Johnson left the Astros after half a season (and an 0-2 postseason in ‘98) and signed with the Arizona Diamondbacks. The D-backs didn’t even make this year’s postseason party.

Mariners manager Piniella, who played for and managed the Yankees years ago, was asked after the game to talk about the importance of baseball in New York and what a Subway Series will mean.

“Baseball has always been special in this city,” he said. “The Mets have their legion of fans and the Yankees certainly have theirs. Now they can go spill beer on each other, get raucous with each other, and I can watch it from afar.”

Tuesday’s victory left Yankee pitcher Orlando Hernandez with an 8-0 career record in the postseason. His half-brother Livan Hernandez, now with San Francisco and formerly with Florida, has a 5-0 postseason record. Both defected to the United States from Cuba.

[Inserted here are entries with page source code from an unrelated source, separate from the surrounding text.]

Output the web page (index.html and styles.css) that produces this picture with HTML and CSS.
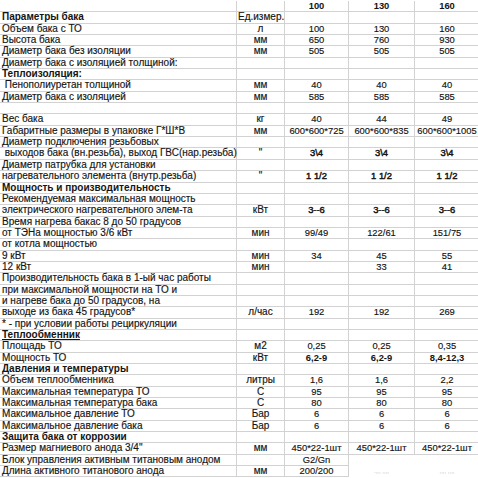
FILE: index.html
```html
<!DOCTYPE html>
<html lang="ru">
<head>
<meta charset="utf-8">
<title>Параметры бака</title>
<link rel="stylesheet" href="styles.css">
</head>
<body>
<div class="sheet">
  <div class="row"><div class="c l"></div><div class="c u"></div><div class="c v b">100</div><div class="c v b">130</div><div class="c v b">160</div></div>
  <div class="row"><div class="c l b">Параметры бака</div><div class="c u ul-left">Ед.измер.</div><div class="c v"></div><div class="c v"></div><div class="c v"></div></div>
  <div class="row"><div class="c l">Объем бака с ТО</div><div class="c u">л</div><div class="c v">100</div><div class="c v">130</div><div class="c v">160</div></div>
  <div class="row"><div class="c l">Высота бака</div><div class="c u">мм</div><div class="c v">650</div><div class="c v">760</div><div class="c v">930</div></div>
  <div class="row"><div class="c l">Диаметр бака без изоляции</div><div class="c u">мм</div><div class="c v">505</div><div class="c v">505</div><div class="c v">505</div></div>
  <div class="row"><div class="c l">Диаметр бака с изоляцией толщиной:</div><div class="c u"></div><div class="c v"></div><div class="c v"></div><div class="c v"></div></div>
  <div class="row"><div class="c l b">Теплоизоляция:</div><div class="c u"></div><div class="c v"></div><div class="c v"></div><div class="c v"></div></div>
  <div class="row"><div class="c l"> Пенополиуретан толщиной</div><div class="c u">мм</div><div class="c v">40</div><div class="c v">40</div><div class="c v">40</div></div>
  <div class="row"><div class="c l">Диаметр бака с изоляцией</div><div class="c u">мм</div><div class="c v">585</div><div class="c v">585</div><div class="c v">585</div></div>
  <div class="row"><div class="c l"></div><div class="c u"></div><div class="c v"></div><div class="c v"></div><div class="c v"></div></div>
  <div class="row"><div class="c l">Вес бака</div><div class="c u">кг</div><div class="c v">40</div><div class="c v">44</div><div class="c v">49</div></div>
  <div class="row"><div class="c l">Габаритные размеры в упаковке Г*Ш*В</div><div class="c u">мм</div><div class="c v">600*600*725</div><div class="c v">600*600*835</div><div class="c v">600*600*1005</div></div>
  <div class="row"><div class="c l">Диаметр подключения резьбовых</div><div class="c u"></div><div class="c v"></div><div class="c v"></div><div class="c v"></div></div>
  <div class="row"><div class="c l"> выходов бака (вн.резьба), выход ГВС(нар.резьба)</div><div class="c u">"</div><div class="c v m">3\4</div><div class="c v m">3\4</div><div class="c v m">3\4</div></div>
  <div class="row"><div class="c l">Диаметр патрубка для установки</div><div class="c u"></div><div class="c v"></div><div class="c v"></div><div class="c v"></div></div>
  <div class="row"><div class="c l">нагревательного элемента (внутр.резьба)</div><div class="c u">"</div><div class="c v m">1 1/2</div><div class="c v m">1 1/2</div><div class="c v m">1 1/2</div></div>
  <div class="row"><div class="c l b">Мощность и производительность</div><div class="c u"></div><div class="c v"></div><div class="c v"></div><div class="c v"></div></div>
  <div class="row"><div class="c l">Рекомендуемая максимальная мощность</div><div class="c u"></div><div class="c v"></div><div class="c v"></div><div class="c v"></div></div>
  <div class="row"><div class="c l">электрического нагревательного элем-та</div><div class="c u">кВт</div><div class="c v m">3--6</div><div class="c v m">3--6</div><div class="c v m">3--6</div></div>
  <div class="row"><div class="c l">Время нагрева бакас 8 до 50 градусов</div><div class="c u"></div><div class="c v"></div><div class="c v"></div><div class="c v"></div></div>
  <div class="row"><div class="c l">от ТЭНа мощностью 3/6 кВт</div><div class="c u">мин</div><div class="c v">99/49</div><div class="c v">122/61</div><div class="c v">151/75</div></div>
  <div class="row"><div class="c l">от котла мощностью</div><div class="c u"></div><div class="c v"></div><div class="c v"></div><div class="c v"></div></div>
  <div class="row"><div class="c l">9 кВт</div><div class="c u">мин</div><div class="c v">34</div><div class="c v">45</div><div class="c v">55</div></div>
  <div class="row"><div class="c l">12 кВт</div><div class="c u">мин</div><div class="c v"></div><div class="c v">33</div><div class="c v">41</div></div>
  <div class="row"><div class="c l">Производительность бака в 1-ый час работы</div><div class="c u"></div><div class="c v"></div><div class="c v"></div><div class="c v"></div></div>
  <div class="row"><div class="c l">при максимальной мощности на ТО и</div><div class="c u"></div><div class="c v"></div><div class="c v"></div><div class="c v"></div></div>
  <div class="row"><div class="c l">и нагреве бака до 50 градусов, на</div><div class="c u"></div><div class="c v"></div><div class="c v"></div><div class="c v"></div></div>
  <div class="row"><div class="c l">выходе из бака 45 градусов*</div><div class="c u">л/час</div><div class="c v">192</div><div class="c v">192</div><div class="c v">269</div></div>
  <div class="row"><div class="c l">* - при условии работы рециркуляции</div><div class="c u"></div><div class="c v"></div><div class="c v"></div><div class="c v"></div></div>
  <div class="row"><div class="c l b"><span class="ul">Теплообменник</span></div><div class="c u"></div><div class="c v"></div><div class="c v"></div><div class="c v"></div></div>
  <div class="row"><div class="c l">Площадь ТО</div><div class="c u">м2</div><div class="c v">0,25</div><div class="c v">0,25</div><div class="c v">0,35</div></div>
  <div class="row"><div class="c l">Мощность ТО</div><div class="c u">кВт</div><div class="c v b">6,2-9</div><div class="c v b">6,2-9</div><div class="c v b">8,4-12,3</div></div>
  <div class="row"><div class="c l b">Давления и температуры</div><div class="c u"></div><div class="c v"></div><div class="c v"></div><div class="c v"></div></div>
  <div class="row"><div class="c l">Объем теплообменника</div><div class="c u">литры</div><div class="c v">1,6</div><div class="c v">1,6</div><div class="c v">2,2</div></div>
  <div class="row"><div class="c l">Максимальная температура ТО</div><div class="c u">С</div><div class="c v">95</div><div class="c v">95</div><div class="c v">95</div></div>
  <div class="row"><div class="c l">Максимальная температура бака</div><div class="c u">С</div><div class="c v">80</div><div class="c v">80</div><div class="c v">80</div></div>
  <div class="row"><div class="c l">Максимальное давление ТО</div><div class="c u">Бар</div><div class="c v">6</div><div class="c v">6</div><div class="c v">6</div></div>
  <div class="row"><div class="c l">Максимальное давление бака</div><div class="c u">Бар</div><div class="c v">6</div><div class="c v">6</div><div class="c v">6</div></div>
  <div class="row"><div class="c l b">Защита бака от коррозии</div><div class="c u"></div><div class="c v"></div><div class="c v"></div><div class="c v"></div></div>
  <div class="row"><div class="c l">Размер магниевого анода 3/4"</div><div class="c u">мм</div><div class="c v">450*22-1шт</div><div class="c v">450*22-1шт</div><div class="c v">450*22-1шт</div></div>
  <div class="row"><div class="c l">Блок управления активным титановым анодом</div><div class="c u"></div><div class="c v">G2/Gn</div><div class="c v open"></div><div class="c v open"></div></div>
  <div class="row"><div class="c l">Длина активного титанового анода</div><div class="c u">мм</div><div class="c v">200/200</div><div class="c v open"><span class="ghost">.,,, ,,,,</span></div><div class="c v open"><span class="ghost">,,,, ,,,,</span></div></div>
</div>
</body>
</html>
```

FILE: styles.css
```css
html, body {
  margin: 0;
  padding: 0;
  background: #ffffff;
}

body {
  padding-top: 1px;
  font-family: "Liberation Sans", Arial, sans-serif;
  font-size: 10px;
  color: #141414;
  -webkit-text-stroke: 0.15px #141414;
}

.sheet {
  width: 480px;
}

.row {
  display: grid;
  grid-template-columns: 237px 48px 64px 66px 65px;
  height: 11.35px;
}

.c {
  box-sizing: border-box;
  border-right: 1px solid #d2d2d2;
  border-bottom: 1px solid #d2d2d2;
  line-height: 10.35px;
  white-space: pre;
  overflow: visible;
}

.l {
  padding-left: 2px;
}

.u {
  text-align: center;
}

.v {
  text-align: center;
  font-size: 9.4px;
}

.m {
  -webkit-text-stroke: 0.45px #141414;
}

.ul-left {
  text-align: left;
  padding-left: 1px;
}

.b {
  font-weight: bold;
  -webkit-text-stroke: 0;
}

.ul {
  text-decoration: underline;
}

.open {
  border-bottom-color: transparent;
  border-right-color: transparent;
}

.ghost {
  font-size: 6px;
  line-height: 10.35px;
  color: #a8a8a8;
  vertical-align: top;
  -webkit-text-stroke: 0;
}
```
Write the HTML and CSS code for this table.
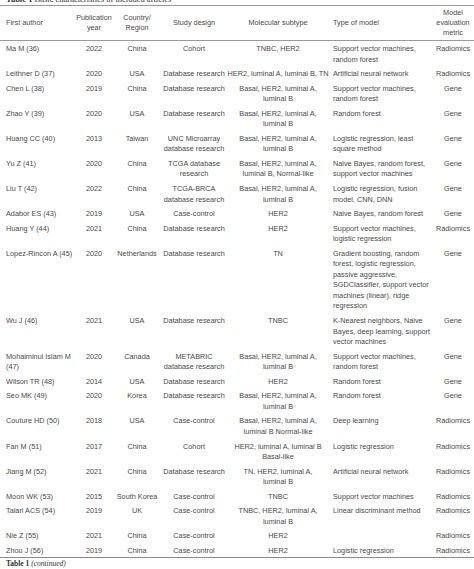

Chuck Knoblauch, who has been on each of the Yankees’ four pennant-winning teams in the past five years, was asked before Tuesday’s game what he admires most about manager Joe Torre’s personality.

“I don’t know if it’s his personality,” Knoblauch said, “but his communication skills with each individual player is his biggest asset, because he know when to say the right thing at the right time to the right people.”